Brazil president to meet supporters as impeachment vote looms

Organisers hope that more than 100,000 will gather at the rally and the support camp this weekend.

Update: 2016-04-16 12:02 GMT
Supporters of Dilma Rousseff prepare their tents at a camp being set up in Brasilia, Brazil. (Photo: AP)

Brasilia: President Dilma Rousseff is set to fight for her political life on Saturday backed by vast crowds of supporters as Brazil prepares to vote on whether to drive her from office.

The tomorrow vote in Congress could topple the 68-year-old leftist leader, in a political crisis threatening to destabilize Latin America's biggest economy as it struggles through a crippling recession.

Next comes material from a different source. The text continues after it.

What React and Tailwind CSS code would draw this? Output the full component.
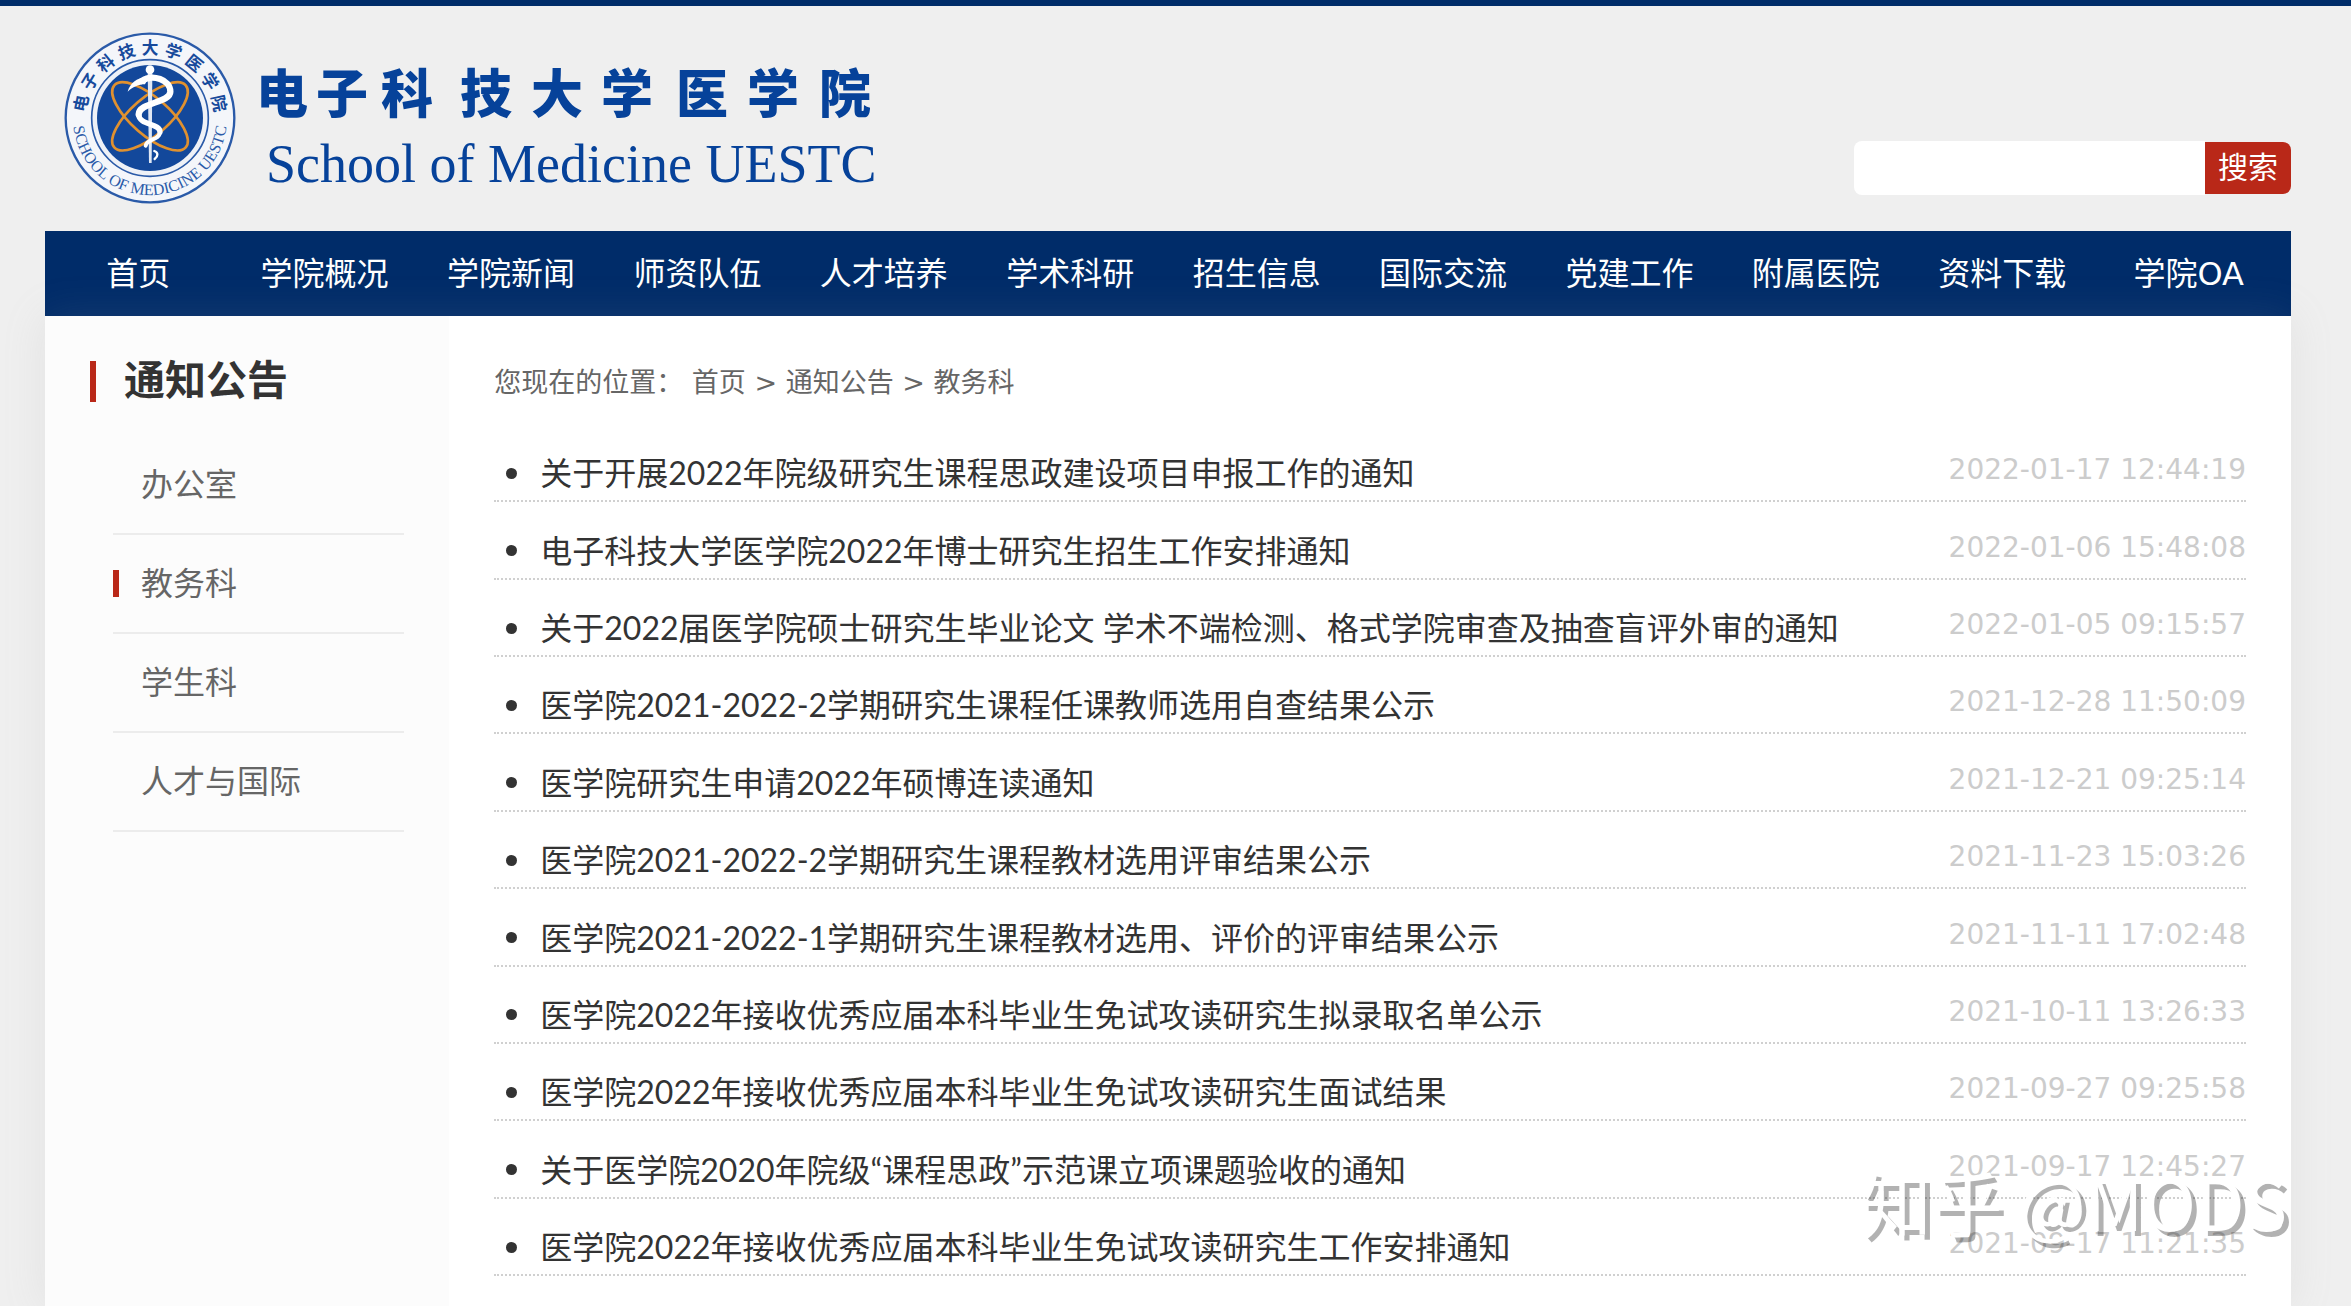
import { useState } from "react";

const navItems = [
    "首页", "学院概况", "学院新闻", "师资队伍", "人才培养", "学术科研",
    "招生信息", "国际交流", "党建工作", "附属医院", "资料下载", "学院OA",
];

const sideItems = ["办公室", "教务科", "学生科", "人才与国际"];

const notices = [
    { title: "关于开展2022年院级研究生课程思政建设项目申报工作的通知", date: "2022-01-17 12:44:19" },
    { title: "电子科技大学医学院2022年博士研究生招生工作安排通知", date: "2022-01-06 15:48:08" },
    { title: "关于2022届医学院硕士研究生毕业论文 学术不端检测、格式学院审查及抽查盲评外审的通知", date: "2022-01-05 09:15:57" },
    { title: "医学院2021-2022-2学期研究生课程任课教师选用自查结果公示", date: "2021-12-28 11:50:09" },
    { title: "医学院研究生申请2022年硕博连读通知", date: "2021-12-21 09:25:14" },
    { title: "医学院2021-2022-2学期研究生课程教材选用评审结果公示", date: "2021-11-23 15:03:26" },
    { title: "医学院2021-2022-1学期研究生课程教材选用、评价的评审结果公示", date: "2021-11-11 17:02:48" },
    { title: "医学院2022年接收优秀应届本科毕业生免试攻读研究生拟录取名单公示", date: "2021-10-11 13:26:33" },
    { title: "医学院2022年接收优秀应届本科毕业生免试攻读研究生面试结果", date: "2021-09-27 09:25:58" },
    { title: "关于医学院2020年院级“课程思政”示范课立项课题验收的通知", date: "2021-09-17 12:45:27" },
    { title: "医学院2022年接收优秀应届本科毕业生免试攻读研究生工作安排通知", date: "2021-09-17 11:21:35" },
];

const emblemChars = ["电", "子", "科", "技", "大", "学", "医", "学", "院"];

function Emblem() {
    return (
        <svg className="h-[174px] w-[174px] shrink-0" viewBox="0 0 522 522" aria-hidden="true">
            <defs>
                <path id="ring" d="M 30 261 A 231 231 0 0 0 492 261" />
            </defs>
            <circle cx="261" cy="261" r="253" fill="#f4f6fa" stroke="#2a5aa8" strokeWidth="7" />
            <circle cx="261" cy="261" r="175" fill="#eef1f7" stroke="#2a5aa8" strokeWidth="5" />
            <circle cx="261" cy="261" r="159" fill="#13489b" />

            {/* school name round the ring */}
            {emblemChars.map((c, i) => (
                <text
                    key={i}
                    x="261"
                    y="68"
                    textAnchor="middle"
                    fontSize="50"
                    fontWeight="700"
                    fill="#174a9c"
                    className="font-['Noto_Sans_CJK_SC',sans-serif]"
                    transform={`rotate(${(i - 4) * 19.5} 261 261)`}
                >
                    {c}
                </text>
            ))}
            <text fontSize="48" fill="#2a5aa8" textAnchor="middle" className="font-['Liberation_Serif',serif]">
                <textPath href="#ring" startOffset="50%">SCHOOL OF MEDICINE UESTC</textPath>
            </text>

            {/* atom orbits */}
            <g fill="none" stroke="#e0912f" strokeWidth="8">
                <ellipse cx="261" cy="256" rx="142" ry="56" transform="rotate(41 261 256)" />
                <ellipse cx="261" cy="256" rx="142" ry="56" transform="rotate(-41 261 256)" />
            </g>

            {/* staff and snake */}
            <path d="M254 120 H268 L266 396 H258 Z" fill="#dfe7f4" />
            <circle cx="261" cy="116" r="13" fill="#fff" />
            <g fill="none" stroke="#fff" strokeLinecap="round">
                <path d="M236 150 C268 128 322 146 322 182 C322 216 227 214 227 250" strokeWidth="19" />
                <path d="M227 250 C227 284 293 276 291 304" strokeWidth="16" />
                <path d="M291 304 C289 328 252 322 248 344" strokeWidth="12" />
                <path d="M274 360 C286 364 286 376 275 384" strokeWidth="7" />
            </g>
            <path d="M194 182 C202 156 222 138 256 140 L246 160 C228 160 208 168 194 182 Z" fill="#fff" />
        </svg>
    );
}

function Logo() {
    return (
        <a href="#" aria-label="电子科技大学医学院" className="flex items-start pl-[18px] pt-[25px]">
            <Emblem />
            <svg className="ml-[11px] mt-[10px] h-[160px] w-[640px]" viewBox="0 0 640 160" fill="#06429a">
                <text
                    x="34 94 159 238 309 379 454 525 597"
                    y="72"
                    textAnchor="middle"
                    fontSize="52"
                    fontWeight="900"
                    className="font-['Noto_Sans_CJK_SC',sans-serif]"
                >
                    电子科技大学医学院
                </text>
                <text x="18" y="141" fontSize="54" className="font-['Liberation_Serif',serif]">
                    School of Medicine UESTC
                </text>
            </svg>
        </a>
    );
}

function App() {
    const [keyword, setKeyword] = useState("");
    const [active, setActive] = useState("教务科");

    const handleSearch = (event) => {
        event.preventDefault();
    };

    return (
        <div className="flex min-h-screen flex-col overflow-hidden border-t-[6px] border-[#002c69] bg-[#efefef] font-['DejaVu_Sans','Noto_Sans_CJK_SC',sans-serif] text-[#333]">
            <div className="ml-[45px] mr-[60px] flex flex-1 flex-col">
                <header className="flex h-[225px] justify-between">
                    <Logo />
                    <form onSubmit={handleSearch} className="mt-[135px] flex h-[54px] items-center">
                        <input
                            type="text"
                            aria-label="搜索"
                            className="h-[54px] w-[351px] rounded-l-lg bg-white px-3 text-[28px] outline-none"
                            value={keyword}
                            onChange={(e) => setKeyword(e.target.value)}
                        />
                        <button type="submit" className="h-[52px] w-[86px] cursor-pointer rounded-r-lg bg-[#b92818] text-[30px] leading-[52px] text-white">
                            搜索
                        </button>
                    </form>
                </header>

                <nav className="flex h-[85px] bg-[#002c69]">
                    {navItems.map((item) => (
                        <a key={item} href="#" className="w-[8.3%] text-center text-[32px] leading-[86px] whitespace-nowrap text-white">
                            {item}
                        </a>
                    ))}
                </nav>

                <div className="relative flex flex-1 bg-white shadow-[0_0_40px_rgba(160,160,160,0.15)]">
                    <aside className="w-[18%] bg-[#fcfcfc] px-[45px] pt-[45px]">
                        <h2 className="flex items-center text-[41px] leading-[41px] font-bold">
                            <span className="mr-[28px] h-[41px] w-[6px] bg-[#b92818]" />
                            通知公告
                        </h2>
                        <ul className="mt-[34px] ml-[23px]">
                            {sideItems.map((item) => (
                                <li key={item} className="border-b-2 border-[#ececec]">
                                    <a
                                        href="#"
                                        onClick={() => setActive(item)}
                                        className="flex h-[97px] items-center text-[32px] text-[#666]"
                                    >
                                        <span className={`mr-[22px] h-[27px] w-[6px] ${active === item ? "bg-[#b92818]" : ""}`} />
                                        {item}
                                    </a>
                                </li>
                            ))}
                        </ul>
                    </aside>

                    <main className="flex flex-1 flex-col px-[45px] pb-[30px]">
                        <div className="pt-[47px] text-[27px] leading-[40px] text-[#666]">
                            您现在的位置： <a href="#">首页</a> &gt; <a href="#">通知公告</a> &gt; <a href="#">教务科</a>
                        </div>
                        <ul className="mt-[22px] grid flex-1 auto-rows-fr">
                            {notices.map((n) => (
                                <li key={n.title} className="flex items-end justify-between border-b-2 border-dotted border-[#d0d0d0]">
                                    <a href="#" className="flex items-center text-[32px] leading-[54px] font-['Lato','Noto_Sans_CJK_SC',sans-serif]">
                                        <span className="mr-[23px] ml-[12px] h-[11px] w-[11px] rounded-full bg-[#333]" />
                                        {n.title}
                                    </a>
                                    <span className="text-[28px] leading-[60px] text-[#ccc]">{n.date}</span>
                                </li>
                            ))}
                        </ul>
                    </main>

                    <div className="pointer-events-none absolute right-1 bottom-[54px] text-[71px] leading-[104px] whitespace-nowrap text-white font-['Noto_Sans_CJK_SC',sans-serif] [text-shadow:5px_5px_0_rgba(0,0,0,0.3)]">
                        知乎 @MODS
                    </div>
                </div>
            </div>
        </div>
    );
}

export default App;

It will be a rare outing for Rousseff, who has preferred to remain at her official workplace, the Palacio do Planalto, encouraging supporters from afar.

Rousseff will meet with the supporters camped out at the Mane Garrincha stadium who have turned out to support her bid to remain head of state.

"We came to join the defense of democracy and the government that was legitimately elected in 2014," said Tiago Almeida, 35, a metal worker from the state of Sao Paulo who has been at the camp for days.

Organisers hope that more than 100,000 will gather at the rally and the support camp this weekend. Rousseff's opponents also plan rallies over the weekend as lawmakers debate a motion to send her to an impeachment trial in the Senate.

Police tightly guarded the area around Congress, which was surrounded with metal barriers.

Pro- and anti-Rousseff rallies are also planned in other cities tomorrow, including the economic capital Sao Paulo and Rio de Janeiro, where the Summer Olympics will be held in August.

Lower house lawmakers were due to make further speeches today and tomorrow before voting late tomorrow on whether to call for an impeachment trial.

Rousseff faces charges that she illegally used creative accounting to mask government shortfalls during her 2014 reelection.

She accepts the claims, defending her behavior by saying that previous governments used similar measures. In a rowdy opening session yesterday, the government's top lawyer Jose Eduardo Cardozo drew noisy complaints when he repeated Rousseff's claim that the impeachment drive was a "coup."

"This is a historic process, there's no doubt," said House Speaker Eduardo Cunha, one of the leaders of the push to remove Rousseff.

Cunha has his own problems: he has been charged with taking millions of dollars in bribes linked to a massive embezzlement cartel centered on state oil company Petrobras. He also allegedly hid the money in Swiss bank accounts.